RaboResearch: Entire dairy chain feeling pressure
- ZISK

- Apr 13
- 1 min read

WASHINGTON — According to a new report from Rabobank, participants all along the dairy value chain are being squeezed. Producers’ milk prices have tumbled from 2022’s lofty levels while feed prices are at record highs. Processors and dairy cooperatives entered the year discounting expensive inventory made with high-priced milk. Meanwhile, higher inflation and rising interest rates are pressuring consumers toward more frugal purchasing behaviour.
Greater year-on-year milk production growth has emerged in 2023 in the key export regions, compared to 2022’s low levels. At the same time, farmgate milk prices are catching up to global commodity market trends and have moved lower. Expensive input costs remain a clear headwind worldwide and, combined with lower milk prices, are resulting in farm-level margin pressure. In response, dairy cow slaughter rates have escalated.
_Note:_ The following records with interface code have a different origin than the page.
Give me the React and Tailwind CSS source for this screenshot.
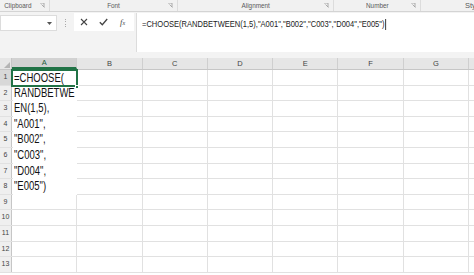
import React from "react";

const cols = ["A", "B", "C", "D", "E", "F", "G"];
const rows = [1, 2, 3, 4, 5, 6, 7, 8, 9, 10, 11, 12, 13];
const cellLines = ["=CHOOSE(", "RANDBETWE", "EN(1,5),", "\"A001\",", "\"B002\",", "\"C003\",", "\"D004\",", "\"E005\")"];

function Corner() {
  return (
    <svg width="5" height="5" viewBox="0 0 5 5" className="block">
      <path d="M0 0h4v4" fill="none" stroke="#9a9a9a" strokeWidth="0.8" />
      <path d="M1.5 1.5l3 3" stroke="#9a9a9a" strokeWidth="0.8" />
    </svg>
  );
}

function Group({ label, w }) {
  return (
    <div className="relative h-full flex items-center justify-center shrink-0 border-r border-[#dcdcdc]" style={{ width: w }}>
      <span className="text-[7.5px] text-[#5a5a5a] scale-x-[0.85]">{label}</span>
      <span className="absolute right-[4px] top-[3px]"><Corner /></span>
    </div>
  );
}

export default function App() {
  return (
    <div className="w-[474px] h-[275px] overflow-hidden bg-white relative" style={{ fontFamily: "'Liberation Sans', Arial, sans-serif" }}>
      {/* ribbon group labels */}
      <div className="h-[12px] bg-[#f1f1f1] border-b border-[#d4d4d4] flex items-stretch overflow-hidden">
        <div className="relative w-[50px] shrink-0 border-r border-[#dcdcdc] flex items-center">
          <span className="text-[7.5px] text-[#5a5a5a] pl-[5px] origin-left scale-x-[0.85]">Clipboard</span>
          <span className="absolute right-[4px] top-[3px]"><Corner /></span>
        </div>
        <Group label="Font" w={128} />
        <Group label="Alignment" w={156} />
        <Group label="Number" w={87} />
        <div className="flex items-center pl-[44px]"><span className="text-[7.5px] text-[#5a5a5a] whitespace-nowrap">Sty</span></div>
      </div>

      {/* formula bar */}
      <div className="h-[46px] bg-[#f3f3f3] flex items-start pt-[1px]">
        <div className="w-[57px] h-[16px] mt-[2px] bg-white border border-[#dcdcdc] flex items-center justify-end pr-[4px] shrink-0">
          <svg width="5" height="3" viewBox="0 0 5 3"><path d="M0 0h5L2.5 3z" fill="#555" /></svg>
        </div>
        <div className="w-[17px] h-[18px] flex items-center justify-center shrink-0 mt-[1px]">
          <div className="flex flex-col gap-[1.5px]">
            <span className="w-[1px] h-[1px] bg-[#aaa]" />
            <span className="w-[1px] h-[1px] bg-[#aaa]" />
            <span className="w-[1px] h-[1px] bg-[#aaa]" />
            <span className="w-[1px] h-[1px] bg-[#aaa]" />
          </div>
        </div>
        <div className="w-[60px] h-[18px] bg-white flex items-center shrink-0">
          <svg width="8" height="8" viewBox="0 0 8 8" className="ml-[6px]"><path d="M1 1l6 6M7 1L1 7" stroke="#444" strokeWidth="1.1" /></svg>
          <svg width="9" height="8" viewBox="0 0 9 8" className="ml-[11px]"><path d="M0.8 4.2l2.5 2.5L8.2 1" fill="none" stroke="#444" strokeWidth="1.3" /></svg>
          <span className="ml-[12px] text-[8.5px] italic text-[#444]" style={{ fontFamily: "'Liberation Serif', serif" }}>f<span className="text-[6px]">x</span></span>
        </div>
        <div className="ml-[2px] flex-1 h-[39px] bg-white border-l border-[#dcdcdc] pl-[5px] pt-[4px]">
          <div className="origin-left scale-x-[0.77] whitespace-nowrap flex items-center">
            <span className="text-[9.8px] text-[#222]">=CHOOSE(RANDBETWEEN(1,5),"A001","B002","C003","D004","E005")</span>
            <span className="inline-block w-[1.3px] h-[11px] bg-black ml-[1px]" />
          </div>
        </div>
      </div>

      {/* column headers */}
      <div className="h-[12px] bg-[#e6e6e6] flex border-b border-[#c6c6c6]">
        <div className="w-[12px] shrink-0 border-r border-[#c6c6c6] flex items-end justify-end pr-[1px] pb-[1px]">
          <svg width="6" height="6" viewBox="0 0 6 6"><path d="M6 0v6H0z" fill="#b4b4b4" /></svg>
        </div>
        {cols.map((c, i) => (
          <div key={c} className={`w-[65.3px] shrink-0 flex items-center justify-center text-[7.5px] border-r border-[#cfcfcf] ${i === 0 ? "bg-[#d2d2d2] border-b-2 border-b-[#217346] text-[#1e5e3a]" : "text-[#444]"}`}>
            {c}
          </div>
        ))}
        <div className="flex-1" />
      </div>

      {/* grid */}
      <div className="relative">
        {rows.map((r) => (
          <div key={r} className="h-[15.6px] flex border-b border-[#e1e1e1]">
            <div className={`w-[12px] shrink-0 border-r border-[#c6c6c6] flex items-center justify-center text-[7px] text-[#444] ${r === 1 ? "bg-[#d8d8d8]" : "bg-[#efefef]"}`}>
              {r}
            </div>
            {cols.map((c) => (
              <div key={c} className="w-[65.3px] shrink-0 border-r border-[#e1e1e1]" />
            ))}
            <div className="flex-1" />
          </div>
        ))}

        {/* in-cell editor overlay */}
        <div className="absolute left-[13px] top-0 w-[64px] h-[125px] bg-white pl-[1px]">
          {cellLines.map((l, i) => (
            <div key={i} className="h-[15.6px] leading-[15.6px] text-[12.5px] text-[#111] whitespace-nowrap origin-left scale-x-[0.76]" style={{ paddingTop: i === 0 ? 1 : 0 }}>
              {l}
            </div>
          ))}
        </div>
        {/* selection border */}
        <div className="absolute left-[11px] top-[-1px] w-[67px] h-[18px] border-2 border-[#217346] pointer-events-none" />
        <div className="absolute left-[75px] top-[15px] w-[4px] h-[4px] bg-[#217346] border border-white" />
      </div>
    </div>
  );
}
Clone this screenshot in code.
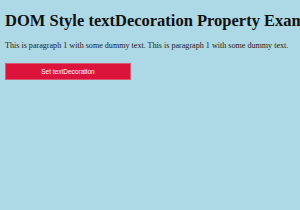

“Milk production from the Big 7 export regions is anticipated to grow by 0.7% year-on-year in 2023, following 2022’s decline of 0.9%,” says Mary Ledman, Global Sector Strategist for Dairy at Rabobank. “Rabobank downgraded its 2023 forecast from last quarter’s estimate of 1%. This slower growth is attributed to increased culling in the US and weather-related production challenges in New Zealand, Brazil, and Argentina.”